§ **EXERCISE DESCRIPTION**
Gather every line holding the string "What".
- - - - - - -
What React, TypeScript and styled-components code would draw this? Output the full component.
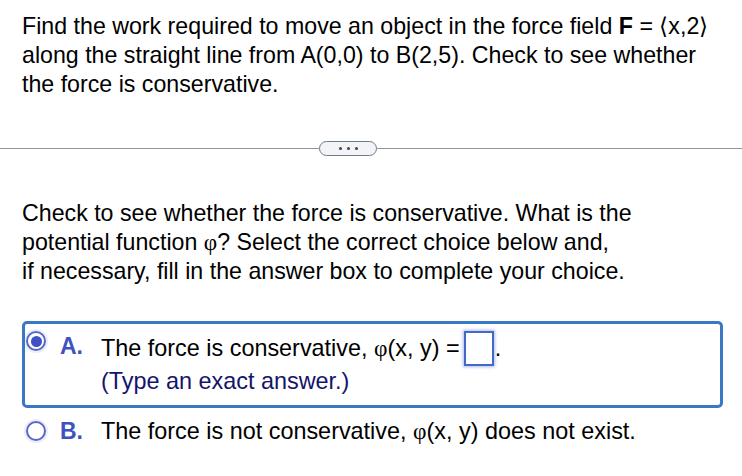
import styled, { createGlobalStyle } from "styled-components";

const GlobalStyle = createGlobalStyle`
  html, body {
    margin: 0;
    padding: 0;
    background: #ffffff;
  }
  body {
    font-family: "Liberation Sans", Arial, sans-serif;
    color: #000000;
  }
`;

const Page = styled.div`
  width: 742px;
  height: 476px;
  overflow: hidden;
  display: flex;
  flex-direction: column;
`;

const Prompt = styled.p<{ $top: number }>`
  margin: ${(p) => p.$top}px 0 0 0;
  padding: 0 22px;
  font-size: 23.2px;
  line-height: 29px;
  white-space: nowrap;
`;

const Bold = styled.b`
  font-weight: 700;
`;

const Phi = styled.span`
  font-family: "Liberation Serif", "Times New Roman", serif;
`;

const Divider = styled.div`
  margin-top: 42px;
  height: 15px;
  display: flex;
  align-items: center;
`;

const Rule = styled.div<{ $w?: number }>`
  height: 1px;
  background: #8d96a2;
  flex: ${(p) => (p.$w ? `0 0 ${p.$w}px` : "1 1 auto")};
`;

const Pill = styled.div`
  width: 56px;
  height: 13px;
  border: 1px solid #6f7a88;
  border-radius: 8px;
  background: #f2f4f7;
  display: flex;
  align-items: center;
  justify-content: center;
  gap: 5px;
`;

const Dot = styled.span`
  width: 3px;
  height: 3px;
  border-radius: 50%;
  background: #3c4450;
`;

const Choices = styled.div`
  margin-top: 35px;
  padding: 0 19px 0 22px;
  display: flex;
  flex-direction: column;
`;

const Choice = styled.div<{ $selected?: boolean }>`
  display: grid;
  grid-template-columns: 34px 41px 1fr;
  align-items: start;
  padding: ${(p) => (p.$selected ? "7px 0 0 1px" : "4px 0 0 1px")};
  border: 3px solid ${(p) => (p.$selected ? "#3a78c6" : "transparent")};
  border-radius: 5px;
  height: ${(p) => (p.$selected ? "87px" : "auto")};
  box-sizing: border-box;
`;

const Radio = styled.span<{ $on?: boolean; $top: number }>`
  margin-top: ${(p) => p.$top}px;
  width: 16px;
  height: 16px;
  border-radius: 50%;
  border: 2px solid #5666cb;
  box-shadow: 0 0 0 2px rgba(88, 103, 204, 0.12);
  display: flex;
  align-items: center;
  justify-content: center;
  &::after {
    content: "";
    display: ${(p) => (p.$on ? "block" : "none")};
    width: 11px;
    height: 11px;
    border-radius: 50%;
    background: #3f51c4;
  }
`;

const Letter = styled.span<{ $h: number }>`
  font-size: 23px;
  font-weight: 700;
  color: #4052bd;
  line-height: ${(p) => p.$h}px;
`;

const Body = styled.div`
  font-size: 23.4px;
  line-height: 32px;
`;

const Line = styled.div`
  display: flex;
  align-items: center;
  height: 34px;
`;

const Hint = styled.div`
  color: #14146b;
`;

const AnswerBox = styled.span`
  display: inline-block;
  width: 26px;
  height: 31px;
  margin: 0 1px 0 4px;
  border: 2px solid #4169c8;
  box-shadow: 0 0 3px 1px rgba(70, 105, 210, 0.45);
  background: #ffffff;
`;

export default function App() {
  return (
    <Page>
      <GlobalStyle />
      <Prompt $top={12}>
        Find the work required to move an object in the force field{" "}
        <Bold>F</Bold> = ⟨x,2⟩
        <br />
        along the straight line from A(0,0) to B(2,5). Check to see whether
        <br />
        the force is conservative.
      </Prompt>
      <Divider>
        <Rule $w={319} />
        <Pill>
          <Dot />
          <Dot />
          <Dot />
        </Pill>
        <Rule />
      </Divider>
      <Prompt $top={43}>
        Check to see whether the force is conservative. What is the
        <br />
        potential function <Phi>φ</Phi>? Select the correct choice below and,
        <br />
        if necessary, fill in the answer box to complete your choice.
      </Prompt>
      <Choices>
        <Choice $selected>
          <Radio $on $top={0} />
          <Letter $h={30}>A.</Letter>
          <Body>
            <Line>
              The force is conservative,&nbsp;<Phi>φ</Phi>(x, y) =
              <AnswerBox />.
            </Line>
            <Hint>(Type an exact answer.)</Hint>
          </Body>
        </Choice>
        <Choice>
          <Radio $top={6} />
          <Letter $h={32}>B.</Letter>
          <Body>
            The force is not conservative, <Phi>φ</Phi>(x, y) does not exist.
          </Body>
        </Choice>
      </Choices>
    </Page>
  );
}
- - - - - - -
§ **OUTPUT OF THE TASK**
What React, TypeScript and styled-components code would draw this? Output the full component.
        Check to see whether the force is conservative. What is the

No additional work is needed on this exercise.